[start]

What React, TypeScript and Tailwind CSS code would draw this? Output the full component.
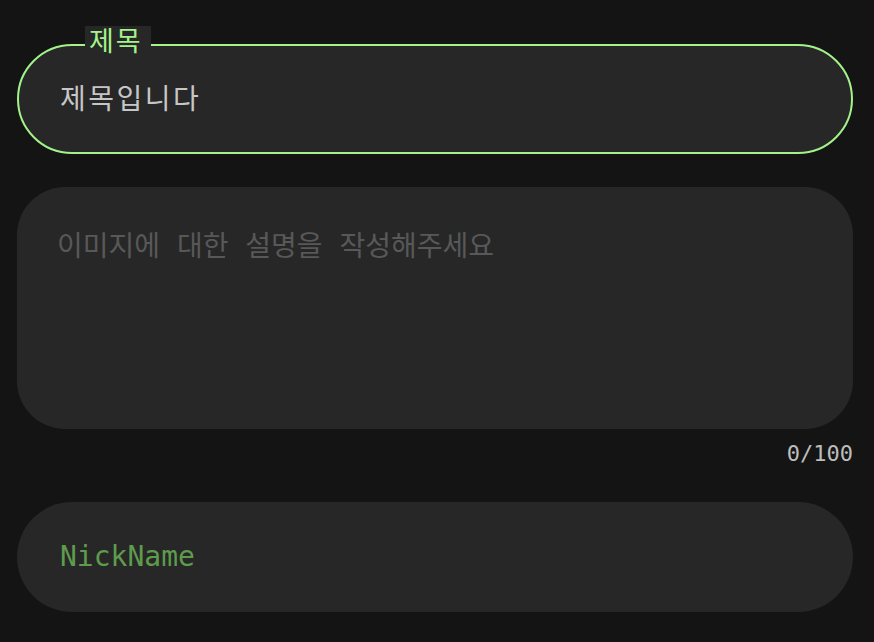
import { useState } from 'react';

const FONT = { fontFamily: '"DejaVu Sans Mono", "Noto Sans CJK KR", monospace' };

export default function App() {
  const [title, setTitle] = useState('제목입니다');
  const [desc, setDesc] = useState('');

  return (
    <div className="min-h-screen w-full bg-[#141414] pl-[17px] pr-[21px] pt-[44px]" style={FONT}>
      {/* Title field */}
      <div className="relative h-[110px] rounded-full border-2 border-[#a3f38a] bg-[#272727]">
        <span className="absolute left-[66px] top-[-20px] bg-[#272727] pl-[4px] pr-[8px] text-[27px] leading-[32px] tracking-[2px] text-[#a3f38a]">
          제목
        </span>
        <input
          value={title}
          onChange={(e) => setTitle(e.target.value)}
          className="h-full w-full bg-transparent pb-[4px] pl-[41px] pr-[41px] text-[28px] tracking-[2.5px] text-[#c6c6c6] outline-none"
          style={FONT}
        />
      </div>

      {/* Description */}
      <div className="mt-[33px]">
        <textarea
          value={desc}
          onChange={(e) => setDesc(e.target.value.slice(0, 100))}
          placeholder="이미지에 대한 설명을 작성해주세요"
          className="block h-[242px] w-full resize-none rounded-[48px] bg-[#272727] pl-[40px] pr-[43px] pt-[42px] text-[28px] leading-[36px] text-[#c6c6c6] outline-none placeholder:text-[#585858]"
          style={FONT}
        />
        <div className="mt-[10px] h-[30px] text-right text-[22px] leading-[30px] text-[#bdbdbd]">
          {desc.length}/100
        </div>
      </div>

      {/* Nickname */}
      <div className="mt-[33px] flex h-[110px] items-center rounded-full bg-[#272727] pl-[43px]">
        <span className="text-[28px] text-[#5e9b4d]">NickName</span>
      </div>
    </div>
  );
}
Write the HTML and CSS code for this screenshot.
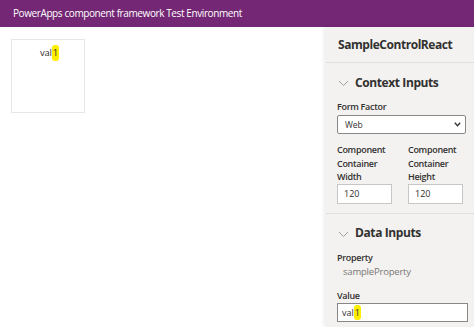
FILE: index.html
```html
<!DOCTYPE html>
<html>
<head>
  <meta charset="UTF-8">
  <title>PowerApps component framework Test Environment</title>
  <link rel="stylesheet" href="styles.css">
</head>
<body>
  <div class="topbar">PowerApps component framework Test Environment</div>
  <div class="main">
    <div class="stage">
      <div class="control-box">
        <span class="val">val<mark>1</mark></span>
      </div>
    </div>
    <div class="sidebar">
      <div class="side-title">SampleControlReact</div>

      <div class="section">
        <div class="section-head">
          <svg class="chev" width="11" height="7" viewBox="0 0 11 7"><path d="M1 1 L5.5 5.5 L10 1" fill="none" stroke="#a19f9d" stroke-width="1"/></svg>
          <span>Context Inputs</span>
        </div>
        <label class="field-label">Form Factor</label>
        <div class="select-wrap">
          <select class="select">
            <option>Web</option>
            <option>Tablet</option>
            <option>Phone</option>
          </select>
          <svg class="select-arrow" width="7" height="5" viewBox="0 0 7 5"><path d="M0.8 0.8 L3.5 3.8 L6.2 0.8" fill="none" stroke="#323130" stroke-width="1.3"/></svg>
        </div>
        <div class="two-col">
          <div class="col">
            <label class="field-label tall">Component Container Width</label>
            <input class="box small" type="text" value="120">
          </div>
          <div class="col">
            <label class="field-label tall">Component Container Height</label>
            <input class="box small" type="text" value="120">
          </div>
        </div>
      </div>

      <div class="section">
        <div class="section-head">
          <svg class="chev" width="11" height="7" viewBox="0 0 11 7"><path d="M1 1 L5.5 5.5 L10 1" fill="none" stroke="#a19f9d" stroke-width="1"/></svg>
          <span>Data Inputs</span>
        </div>
        <label class="field-label">Property</label>
        <div class="prop-name">sampleProperty</div>
        <label class="field-label">Value</label>
        <div class="box wide">val<mark>1</mark></div>
      </div>
    </div>
  </div>
</body>
</html>
```

FILE: styles.css
```css
body {
  margin: 0;
  font-family: "Open Sans", "Noto Sans", sans-serif;
  background-color: #ffffff;
  color: #323130;
  overflow: hidden;
}
.topbar {
  background-color: #742774;
  color: #ffffff;
  height: 27px;
  line-height: 26px;
  padding-left: 13px;
  font-size: 10px;
  letter-spacing: -0.4px;
}
.main {
  display: flex;
  height: 300px;
}
.stage {
  flex: 1;
  padding: 12px 0 0 11px;
}
.control-box {
  width: 74px;
  height: 74px;
  border: 1px solid #e6e6e6;
  text-align: center;
  font-family: "Open Sans", sans-serif;
  font-size: 9.5px;
  letter-spacing: -0.2px;
  padding: 6px 0 0 3px;
  box-sizing: border-box;
  color: #323130;
}
mark {
  background-color: #ffee00;
  color: inherit;
  border-radius: 3px;
  display: inline-block;
  padding: 3px 1px;
  margin: -3px 0;
  line-height: 1;
}
.sidebar {
  width: 148px;
  background-color: #f3f2f1;
  box-shadow: -2px 0 4px rgba(0, 0, 0, 0.08);
}
.side-title {
  font-size: 12px;
  font-weight: bold;
  letter-spacing: -0.45px;
  padding: 0 12px;
  height: 36px;
  line-height: 36px;
  border-bottom: 1px solid #e1dfdd;
  box-sizing: border-box;
}
.section {
  padding: 0 8px 9px 11px;
  border-bottom: 1px solid #e1dfdd;
}
.section-head {
  display: flex;
  align-items: center;
  height: 38px;
  font-size: 12px;
  font-weight: bold;
  letter-spacing: -0.4px;
}
.chev {
  margin: 3px 6px 0 1px;
}
.field-label {
  display: block;
  font-size: 9px;
  font-weight: 600;
  letter-spacing: -0.3px;
  line-height: 12px;
}
.field-label.tall {
  line-height: 13.5px;
}
.select-wrap {
  position: relative;
  width: 129px;
  margin: 2px 0 9px 0;
}
.select {
  appearance: none;
  width: 129px;
  height: 19px;
  font-size: 8.5px;
  font-family: "Open Sans", sans-serif;
  color: #323130;
  padding: 0 7px;
  border: 1px solid #8a8886;
  border-radius: 2px;
  background: #fff;
  display: block;
}
.select-arrow {
  position: absolute;
  right: 5px;
  top: 7px;
}
.two-col {
  display: flex;
  gap: 16px;
}
.col {
  width: 55px;
}
.box {
  box-sizing: border-box;
  border: 1px solid #c8c6c4;
  background: #fff;
  height: 20px;
  font-size: 9px;
  font-family: "Open Sans", sans-serif;
  color: #323130;
  padding: 0 6px;
  line-height: 18px;
  display: block;
}
.small {
  width: 55px;
}
.wide {
  width: 131px;
  height: 19px;
  border-color: #8a8886;
  margin-top: 1px;
  padding: 0 4px;
  line-height: 17px;
}
.prop-name {
  font-size: 9.5px;
  line-height: 12px;
  color: #797775;
  padding-left: 6px;
  letter-spacing: -0.2px;
  margin: 2px 0 12px 0;
}
```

[end]

### YOUR TASK
Write out exactly the lines between the start of the data and the line with "const [desc, setDesc] = useState('');", including both, but none of the pictures.

### ANSWER FOR THE TASK
What React, TypeScript and Tailwind CSS code would draw this? Output the full component.
import { useState } from 'react';

const FONT = { fontFamily: '"DejaVu Sans Mono", "Noto Sans CJK KR", monospace' };

export default function App() {
  const [title, setTitle] = useState('제목입니다');
  const [desc, setDesc] = useState('');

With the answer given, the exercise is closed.